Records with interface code
-------
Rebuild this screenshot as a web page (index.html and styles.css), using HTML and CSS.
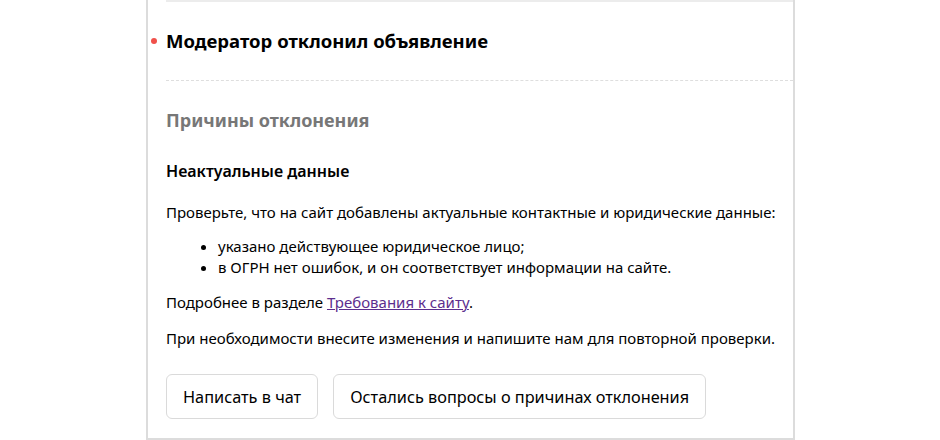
FILE: index.html
```html
<!DOCTYPE html>
<html lang="ru">
<head>
    <meta charset="UTF-8">
    <title>Модерация</title>
    <link rel="stylesheet" href="styles.css">
</head>
<body>
    <div class="card">
        <div class="status">
            <span class="dot"></span>
            <h2 class="status-title">Модератор отклонил объявление</h2>
        </div>
        <div class="reasons">
            <h3 class="reasons-title">Причины отклонения</h3>
            <h4 class="reason-name">Неактуальные данные</h4>
            <p class="first">Проверьте, что на сайт добавлены актуальные контактные и юридические данные:</p>
            <ul class="list">
                <li>указано действующее юридическое лицо;</li>
                <li>в ОГРН нет ошибок, и он соответствует информации на сайте.</li>
            </ul>
            <p>Подробнее в разделе <a href="#">Требования к сайту</a>.</p>
            <p>При необходимости внесите изменения и напишите нам для повторной проверки.</p>
            <div class="actions">
                <button class="btn">Написать в чат</button>
                <button class="btn">Остались вопросы о причинах отклонения</button>
            </div>
        </div>
    </div>
</body>
</html>
```
FILE: styles.css
```css
* {
    padding: 0;
    margin: 0;
    box-sizing: border-box;
}
body {
    background-color: #fff;
    font-family: "Noto Sans", "Open Sans", sans-serif;
    color: #000;
}
.card {
    width: 649px;
    height: 440px;
    margin-left: 146px;
    border: 2px solid #dcdcdc;
    border-top: none;
    padding-left: 18px;
}
.status {
    position: relative;
    border-top: 2px solid #ececec;
    border-bottom: 1px dashed #dedede;
    height: 81px;
    padding-bottom: 2px;
    display: flex;
    align-items: center;
}
.dot {
    position: absolute;
    left: -15px;
    top: 36px;
    width: 6px;
    height: 6px;
    border-radius: 50%;
    background: #f0504a;
}
.status-title {
    font-size: 18.5px;
    font-weight: 700;
}
.reasons {
    padding-top: 27px;
}
.reasons-title {
    font-size: 18px;
    font-weight: 700;
    color: #777;
    line-height: 24px;
}
.reason-name {
    font-size: 16px;
    font-weight: 600;
    margin-top: 29px;
    line-height: 20px;
}
.reasons p {
    font-size: 15px;
    line-height: 20px;
    margin-top: 16px;
}
.reasons p.first {
    margin-top: 21px;
}
.list {
    font-size: 15px;
    line-height: 21px;
    margin-top: 14px;
    padding-left: 52px;
    margin-bottom: -2px;
}
.reasons a {
    color: #5c2e8e;
}
.actions {
    display: flex;
    gap: 15px;
    margin-top: 26px;
}
.btn {
    font-family: inherit;
    font-size: 16.3px;
    height: 45px;
    padding: 0 16px;
    background: #fff;
    border: 1px solid #dadada;
    border-radius: 6px;
    color: #000;
}
```
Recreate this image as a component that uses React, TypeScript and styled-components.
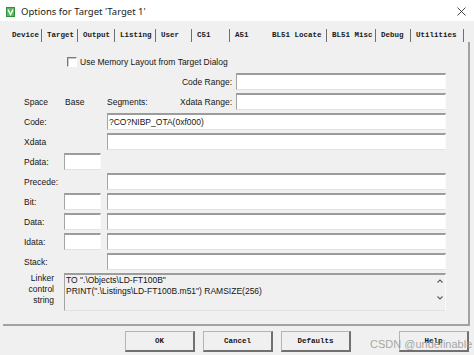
-------
Go through the material line by line. Show each line that contains the string "index".

**EXERCISE RESPONSE**
Rebuild this screenshot as a web page (index.html and styles.css), using HTML and CSS.
FILE: index.html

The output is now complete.